La tierra que pisamos se dividió en dos, Atilano, y allá, a esa grieta, fueron a parar los muertos; también mis hijos y los hijos de tantos otros. Han convertido nuestra casa, nuestro pueblo, en un plantío de cruces y luto. Mira allí, Atilano, donde el rosal. Mira allí, que es donde yacen dos jirones de mi alma. Muerto parece también el arbusto, sin flores que lo adornen, como si estuviera también de duelo.

*****

Uno de los hombres, arrecido, se sube el cuello de su chaqueta y olisquea el aire del día que nace. Es un aire limpio que huele al almendro, a malvas, pino y escarcha.

Desde donde está escucha el sonido sordo del mármol al quedar sobre un muro en el que se apilan otras lápidas rotas. Luego se acerca a Atilano, al padre Adrián y a Zoilo, quien regresó a Castronuño después de estar en un hospital durante meses, sin una de sus piernas, y sin apenas saber quién era ni dónde vivía, hasta que el horror de la guerra, como una nube, se fue alejando de su cabeza.

Juan había vuelto al pueblo solo una semana antes, luego de permanecer prisionero, hacinado con un puñado de hombres tan desgraciados como él, enfermos, condenados a estar allí hasta que quienes los habían encerrado dijeran otra cosa.
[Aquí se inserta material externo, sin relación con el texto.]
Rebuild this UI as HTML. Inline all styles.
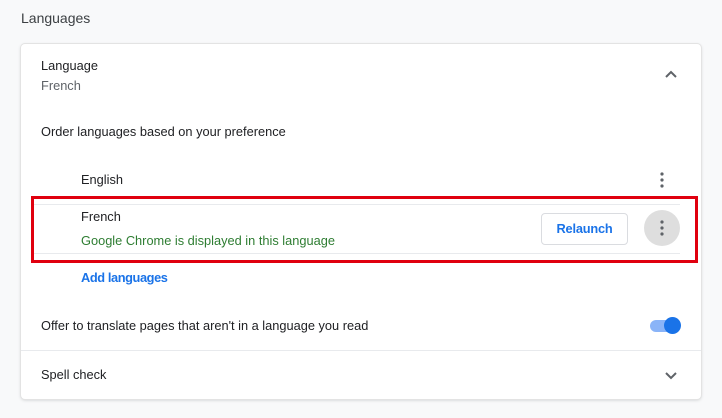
<!DOCTYPE html>
<html><head><style>
body{margin:0;width:722px;height:418px;background:#f8f9fa;font-family:"Liberation Sans",Arial,sans-serif;font-size:12.8px;color:#202124;position:relative;overflow:hidden}
.a{position:absolute;white-space:nowrap}
.card{position:absolute;left:21px;top:44px;width:680px;height:355px;background:#fff;border-radius:4px;box-shadow:0 0 0 1px #e3e3e3,0 1px 3px rgba(60,64,67,.25)}
.hr{position:absolute;height:1px;background:#e8eaed}
</style></head><body>
<div class="a" style="left:21px;top:10px;font-size:14px;color:#3c4043">Languages</div>
<div class="card"></div>
<div class="a" style="left:41px;top:58px">Language</div>
<div class="a" style="left:41px;top:78px;color:#5f6368">French</div>
<svg class="a" style="left:664px;top:70px" width="14" height="10"><path d="M2 7 L7 2 L12 7" stroke="#5f6368" stroke-width="2" fill="none"/></svg>
<div class="a" style="left:41px;top:124px">Order languages based on your preference</div>
<div class="a" style="left:81px;top:172px">English</div>
<svg class="a" style="left:658px;top:171px" width="8" height="18"><circle cx="4" cy="3" r="1.6" fill="#5f6368"/><circle cx="4" cy="9" r="1.6" fill="#5f6368"/><circle cx="4" cy="15" r="1.6" fill="#5f6368"/></svg>
<div class="hr" style="left:34px;top:204px;width:646px"></div>
<div class="hr" style="left:34px;top:253px;width:646px"></div>
<div class="a" style="left:31px;top:196px;width:661px;height:61px;border:3px solid #e0000f"></div>
<div class="a" style="left:81px;top:209px">French</div>
<div class="a" style="left:81px;top:233px;color:#2e7d32">Google Chrome is displayed in this language</div>
<div class="a" style="left:541px;top:213px;width:85px;height:30px;border:1px solid #dadce0;border-radius:4px;color:#1a73e8;font-weight:bold;letter-spacing:-0.2px;text-align:center;line-height:30px">Relaunch</div>
<div class="a" style="left:644px;top:210px;width:36px;height:36px;border-radius:50%;background:#dedede"></div>
<svg class="a" style="left:658px;top:219px" width="8" height="18"><circle cx="4" cy="3" r="1.6" fill="#5f6368"/><circle cx="4" cy="9" r="1.6" fill="#5f6368"/><circle cx="4" cy="15" r="1.6" fill="#5f6368"/></svg>
<div class="a" style="left:81px;top:270px;color:#1a73e8;font-weight:bold;letter-spacing:-0.4px">Add languages</div>
<div class="a" style="left:41px;top:318px">Offer to translate pages that aren't in a language you read</div>
<div class="a" style="left:650px;top:320px;width:28px;height:12px;border-radius:6px;background:#8ab4f8"></div>
<div class="a" style="left:664px;top:317px;width:17px;height:17px;border-radius:50%;background:#1a73e8"></div>
<div class="hr" style="left:21px;top:350px;width:680px"></div>
<div class="a" style="left:41px;top:367px">Spell check</div>
<svg class="a" style="left:664px;top:370px" width="14" height="10"><path d="M2 3 L7 8 L12 3" stroke="#5f6368" stroke-width="2" fill="none"/></svg>
</body></html>
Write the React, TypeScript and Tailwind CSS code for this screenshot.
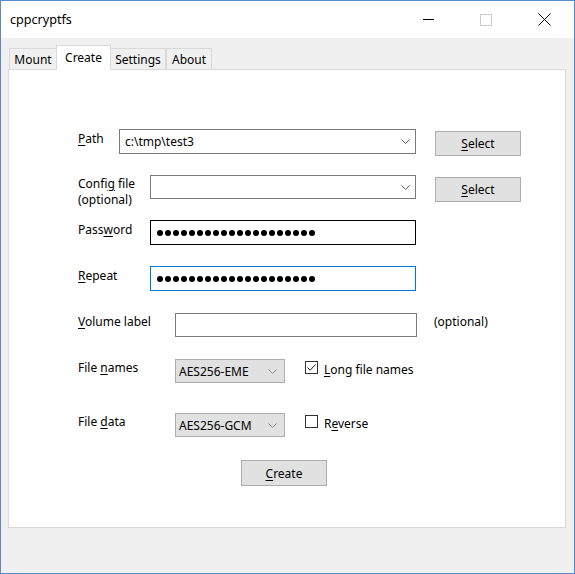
import React from "react";

const font = { fontFamily: '"Noto Sans", "Open Sans", Arial, sans-serif' };

const Chevron = ({ color = "#606060" }: { color?: string }) => (
    <svg width="9" height="5" viewBox="0 0 9 5" className="shrink-0">
        <path d="M0.5 0.5 L4.5 4.5 L8.5 0.5" fill="none" stroke={color} strokeWidth="1" />
    </svg>
);

const Dots = () => (
    <div className="flex gap-[2px] pl-[6px]">
        {Array.from({ length: 20 }).map((_, i) => (
            <div key={i} className="w-[6px] h-[6px] rounded-full bg-black" />
        ))}
    </div>
);

const Button = ({ children, className = "" }: { children: React.ReactNode; className?: string }) => (
    <div
        className={`w-[86px] bg-[#e1e1e1] border border-[#adadad] flex items-center justify-center text-[12px] text-black ${className}`}
    >
        {children}
    </div>
);

const Tab = ({ label, active = false, w }: { label: React.ReactNode; active?: boolean; w: string }) =>
    active ? (
        <div className={`${w} h-[25px] -mb-px relative z-10 bg-white border border-b-0 border-[#d9d9d9] flex items-start justify-center pt-[4px] -mx-[1px]`}>
            {label}
        </div>
    ) : (
        <div className={`${w} h-[21px] bg-[#f0f0f0] border border-b-0 border-[#d9d9d9] flex items-center justify-center pt-[1px]`}>
            {label}
        </div>
    );

export default function App() {
    return (
        <div
            style={font}
            className="w-[575px] h-[574px] border border-[#5b8ac8] flex flex-col bg-[#f0f0f0] text-[12px] text-black leading-[16px] overflow-hidden"
        >
            {/* title bar */}
            <div className="h-[37px] bg-white flex items-center shrink-0">
                <span className="pl-[9px] text-[12.6px] flex-1">cppcryptfs</span>
                <div className="flex mr-[1px]">
                    <div className="w-[58px] h-[37px] flex items-center justify-center">
                        <div className="w-[11px] h-px bg-black" />
                    </div>
                    <div className="w-[58px] h-[37px] flex items-center justify-center">
                        <div className="w-[12px] h-[12px] border border-[#cccccc]" />
                    </div>
                    <div className="w-[58px] h-[37px] flex items-center justify-center">
                        <svg width="13" height="13" viewBox="0 0 13 13">
                            <path d="M0.5 0.5 L12.5 12.5 M12.5 0.5 L0.5 12.5" stroke="#000" strokeWidth="1" />
                        </svg>
                    </div>
                </div>
            </div>

            {/* body */}
            <div className="flex-1 pl-[7px] pt-[7px]">
                <div className="flex items-end h-[24px] pl-[1px]">
                    <Tab w="w-[48px]" label="Mount" />
                    <Tab w="w-[55px]" active label="Create" />
                    <Tab w="w-[56px]" label="Settings" />
                    <Tab w="w-[46px]" label="About" />
                </div>

                <div className="w-[558px] h-[459px] bg-white border border-[#d9d9d9] pt-[59px] pl-[69px]">
                    {/* Path */}
                    <div className="flex items-start h-[46px]">
                        <div className="w-[41px] pt-[2px]">
                            <u className="underline-offset-2">P</u>ath
                        </div>
                        <div className="w-[297px] h-[25px] border border-[#7a7a7a] flex items-center pl-[5px] pr-[5px]">
                            <span className="flex-1">c:\tmp\test3</span>
                            <Chevron />
                        </div>
                        <Button className="ml-[19px] mt-[2px] h-[25px]">
                            <span>
                                <u className="underline-offset-2">S</u>elect
                            </span>
                        </Button>
                    </div>

                    {/* Config file */}
                    <div className="flex items-start h-[45px]">
                        <div className="w-[72px] pt-[1px]">
                            <div>
                                Confi<u className="underline-offset-2">g</u> file
                            </div>
                            <div>(optional)</div>
                        </div>
                        <div className="w-[266px] h-[24px] border border-[#7a7a7a] flex items-center justify-end pr-[5px]">
                            <Chevron />
                        </div>
                        <Button className="ml-[19px] mt-[2px] h-[25px]">
                            <span>
                                <u className="underline-offset-2">S</u>elect
                            </span>
                        </Button>
                    </div>

                    {/* Password */}
                    <div className="flex items-start h-[46px]">
                        <div className="w-[72px] pt-[2px]">
                            Pass<u className="underline-offset-2">w</u>ord
                        </div>
                        <div className="w-[266px] h-[25px] border border-black flex items-center">
                            <Dots />
                        </div>
                    </div>

                    {/* Repeat */}
                    <div className="flex items-start h-[47px]">
                        <div className="w-[72px] pt-[2px]">
                            <u className="underline-offset-2">R</u>epeat
                        </div>
                        <div className="w-[266px] h-[25px] border border-[#0078d7] flex items-center">
                            <Dots />
                        </div>
                    </div>

                    {/* Volume label */}
                    <div className="flex items-start h-[46px]">
                        <div className="w-[97px] pt-[1px]">
                            <u className="underline-offset-2">V</u>olume label
                        </div>
                        <div className="w-[242px] h-[24px] border border-[#7a7a7a]" />
                        <div className="ml-[17px] pt-[1px]">(optional)</div>
                    </div>

                    {/* File names */}
                    <div className="flex items-start h-[54px]">
                        <div className="w-[97px] pt-[1px]">
                            File <u className="underline-offset-2">n</u>ames
                        </div>
                        <div className="w-[110px] h-[24px] bg-[#e1e1e1] border border-[#adadad] flex items-center pl-[3px] pr-[7px] pt-[1px]">
                            <span className="flex-1">AES256-EME</span>
                            <Chevron color="#8a8a8a" />
                        </div>
                        <div className="ml-[20px] mt-[2px] w-[13px] h-[13px] border border-[#333333] flex items-center justify-center">
                            <svg width="11" height="11" viewBox="0 0 11 11">
                                <path d="M1.5 5.5 L4.2 8.2 L9.5 2.5" fill="none" stroke="#222" strokeWidth="1" />
                            </svg>
                        </div>
                        <div className="ml-[6px] pt-[3px]">
                            <u className="underline-offset-2">L</u>ong file names
                        </div>
                    </div>

                    {/* File data */}
                    <div className="flex items-start h-[47px]">
                        <div className="w-[97px] pt-[1px]">
                            File <u className="underline-offset-2">d</u>ata
                        </div>
                        <div className="w-[110px] h-[24px] bg-[#e1e1e1] border border-[#adadad] flex items-center pl-[3px] pr-[7px] pt-[1px]">
                            <span className="flex-1">AES256-GCM</span>
                            <Chevron color="#8a8a8a" />
                        </div>
                        <div className="ml-[20px] mt-[2px] w-[13px] h-[13px] border border-[#333333]" />
                        <div className="ml-[6px] pt-[3px]">
                            R<u className="underline-offset-2">e</u>verse
                        </div>
                    </div>

                    {/* Create */}
                    <div className="flex">
                        <Button className="ml-[163px] h-[26px] pt-[1px]">
                            <span>
                                <u className="underline-offset-2">C</u>reate
                            </span>
                        </Button>
                    </div>
                </div>
            </div>
        </div>
    );
}
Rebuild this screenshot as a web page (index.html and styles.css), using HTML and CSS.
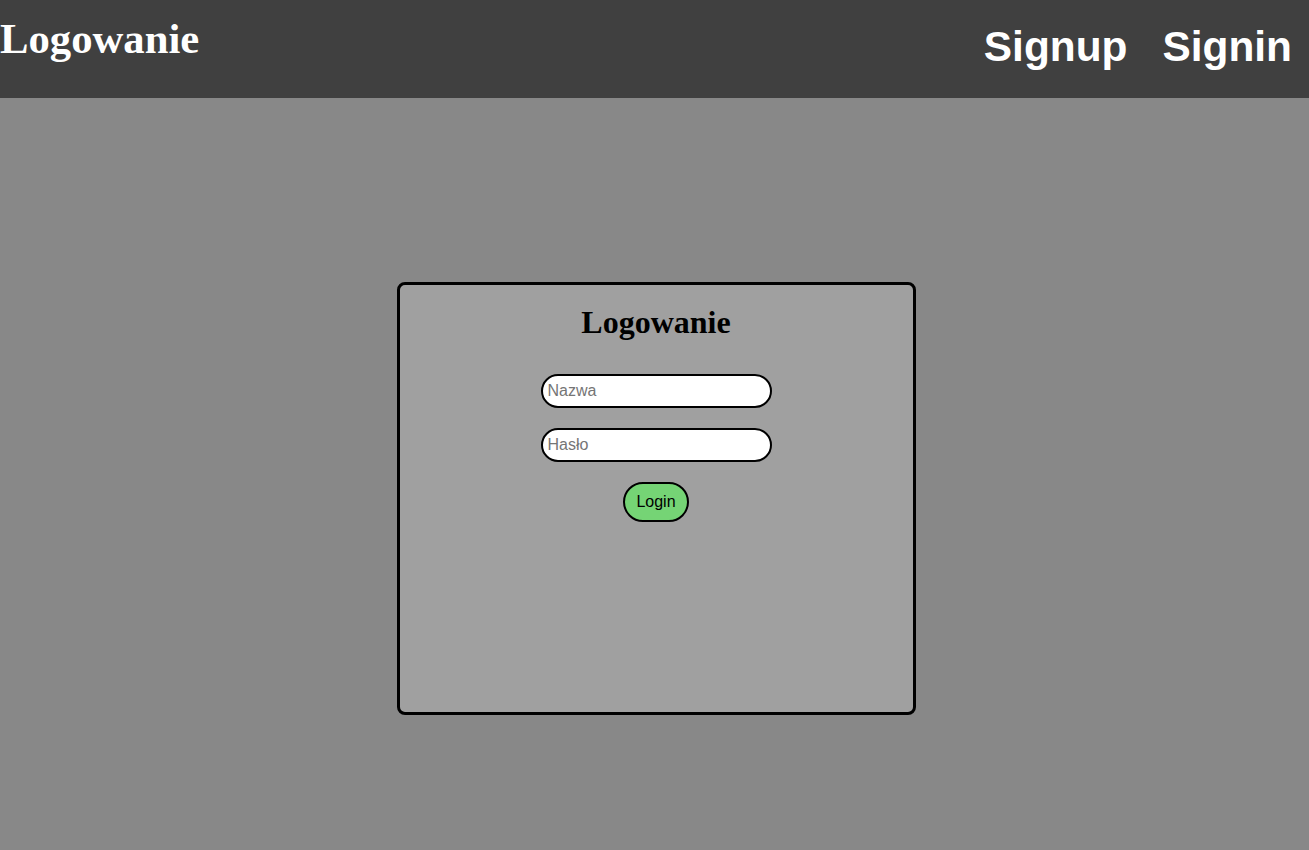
FILE: index.html
```html
<!DOCTYPE html>
<html lang="pl">
<head>
<meta charset="utf-8">
<title>Logowanie</title>
<link rel="stylesheet" href="styles.css">
</head>
<body>
<header class="topbar">
  <div class="brand">Logowanie</div>
  <nav class="nav">
    <a class="nav-link" href="#">Signup</a>
    <a class="nav-link" href="#">Signin</a>
  </nav>
</header>
<main class="main">
  <form class="card">
    <h2 class="card-title">Logowanie</h2>
    <input class="field" type="text" placeholder="Nazwa">
    <input class="field" type="password" placeholder="Hasło">
    <button class="btn" type="button">Login</button>
  </form>
</main>
</body>
</html>
```
FILE: styles.css
```css
* { box-sizing: border-box; }
html, body { margin: 0; height: 100%; }
body {
  background: #888888;
  font-family: "Liberation Serif", "Times New Roman", serif;
}
.topbar {
  height: 98px;
  background: #404040;
  display: flex;
  justify-content: space-between;
  align-items: flex-start;
}
.brand {
  color: #fff;
  font-weight: bold;
  font-size: 42.7px;
  line-height: 1;
  margin-top: 18px;
}
.nav {
  display: flex;
  gap: 35px;
  margin-top: 26px;
  padding-right: 17px;
}
.nav-link {
  color: #fff;
  text-decoration: none;
  font-family: "Liberation Sans", Arial, sans-serif;
  font-weight: bold;
  font-size: 42.4px;
  line-height: 1;
}
.main {
  display: flex;
  justify-content: center;
  padding-top: 184px;
  padding-left: 3px;
}
.card {
  width: 519px;
  height: 433px;
  background: #a0a0a0;
  border: 3px solid #000;
  border-radius: 8px;
  display: flex;
  flex-direction: column;
  align-items: center;
  margin: 0;
  padding-top: 21px;
}
.card-title {
  margin: 0 0 36px;
  font-size: 32px;
  line-height: 32px;
  font-weight: bold;
}
.field {
  width: 231px;
  height: 34px;
  border: 2px solid #000;
  border-radius: 17px;
  background: #fff;
  padding: 0 5px;
  font-family: "Liberation Sans", Arial, sans-serif;
  font-size: 16px;
  margin-bottom: 20px;
  outline: none;
}
.field::placeholder { color: #757575; }
.btn {
  width: 66px;
  height: 40px;
  border: 2px solid #000;
  border-radius: 20px;
  background: #75d475;
  font-family: "Liberation Sans", Arial, sans-serif;
  font-size: 16px;
  color: #000;
  padding: 0;
}
```
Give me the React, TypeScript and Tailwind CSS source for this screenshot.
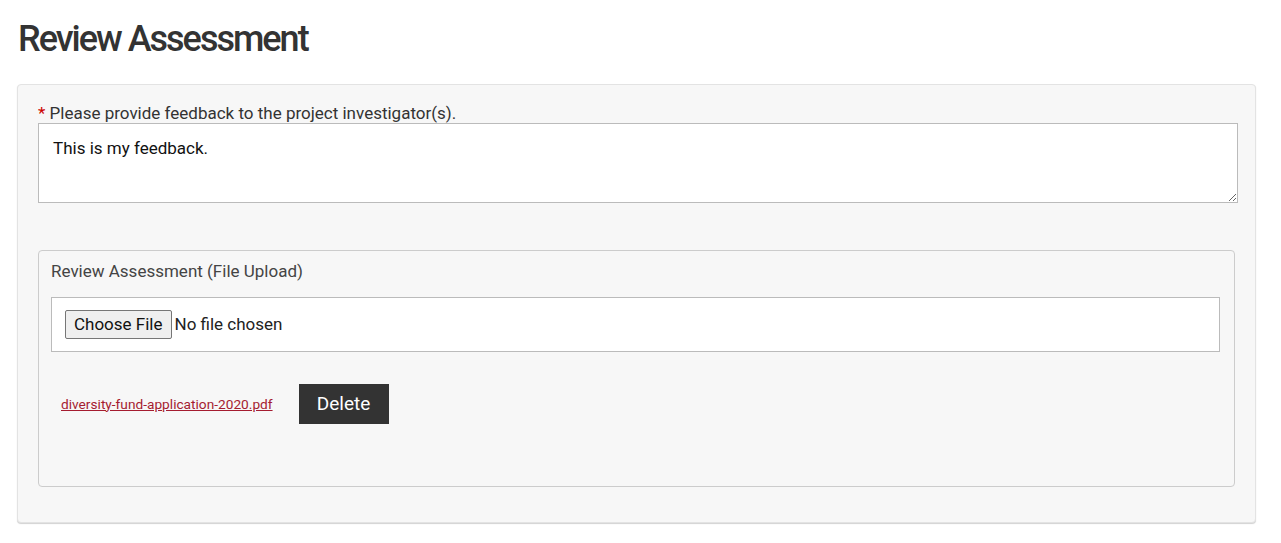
import { useState } from 'react';

const App = () => {
  const [feedback, setFeedback] = useState('This is my feedback.');

  return (
    <div className="min-h-[543px] bg-white px-[17px] pt-[17px] font-['Roboto',sans-serif] text-[#333]">
      <h1 className="ml-px text-[36px] font-medium leading-[44px] tracking-[-2px] text-[#333]">
        Review Assessment
      </h1>

      {/* Main card */}
      <div className="mt-[23px] w-[1239px] rounded-[4px] border border-[#e3e3e3] bg-[#f7f7f7] pb-[35px] pl-[20px] pr-[17px] pt-[18px] shadow-[0_1px_1px_rgba(0,0,0,0.18)]">
        <label className="block text-[17px] leading-[20px] text-[#333]">
          <span className="text-[#c00]">*</span> Please provide feedback to the project investigator(s).
        </label>
        <textarea
          value={feedback}
          onChange={(e) => setFeedback(e.target.value)}
          className="block h-[80px] w-full resize-y rounded-none border border-[#bbb] bg-white px-[14px] py-[12px] text-[17px] leading-[24px] text-[#111] outline-none"
        />

        {/* File upload fieldset */}
        <div className="mt-[47px] mr-[3px] h-[237px] rounded-[4px] border border-[#ccc] pl-[12px] pr-[14px] pt-[10px]">
          <div className="text-[17px] leading-[20px] text-[#444]">Review Assessment (File Upload)</div>
          <div className="mt-[16px] flex h-[55px] items-center border border-[#bbb] bg-white px-[13px]">
            <input
              type="file"
              className="text-[17px] text-[#222] file:mr-[3px] file:rounded-[2px] file:border file:border-[#767676] file:bg-[#efefef] file:px-[8px] file:py-[1px] file:text-[17px] file:text-[#111]"
            />
          </div>
          <div className="mt-[32px] flex items-center pl-[10px]">
            <a href="#" className="text-[13.7px] text-[#a51c30] underline">
              diversity-fund-application-2020.pdf
            </a>
            <button className="ml-[26px] h-[40px] w-[90px] bg-[#333] text-[19px] font-normal text-white">
              Delete
            </button>
          </div>
        </div>
      </div>
    </div>
  );
};

export default App;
Y ahí estaban los dos, en el cementerio, borrando los vestigios de una muerte que aún no les había llegado, sin poder parar de recordar el reencuentro y los abrazos, las lágrimas de Laureana, quien, incrédula, podía volver a besar a sus hijos.

Traga saliva Zoilo recordando aquello, mientras, apoyado en su muleta, se aleja del camposanto con Juan camino de casa.

Quedan atrás el cementerio y las primeras flores blancas que, a pesar de la fecha y el frío, brotan de aquel rosal, bajo el cielo galdarro.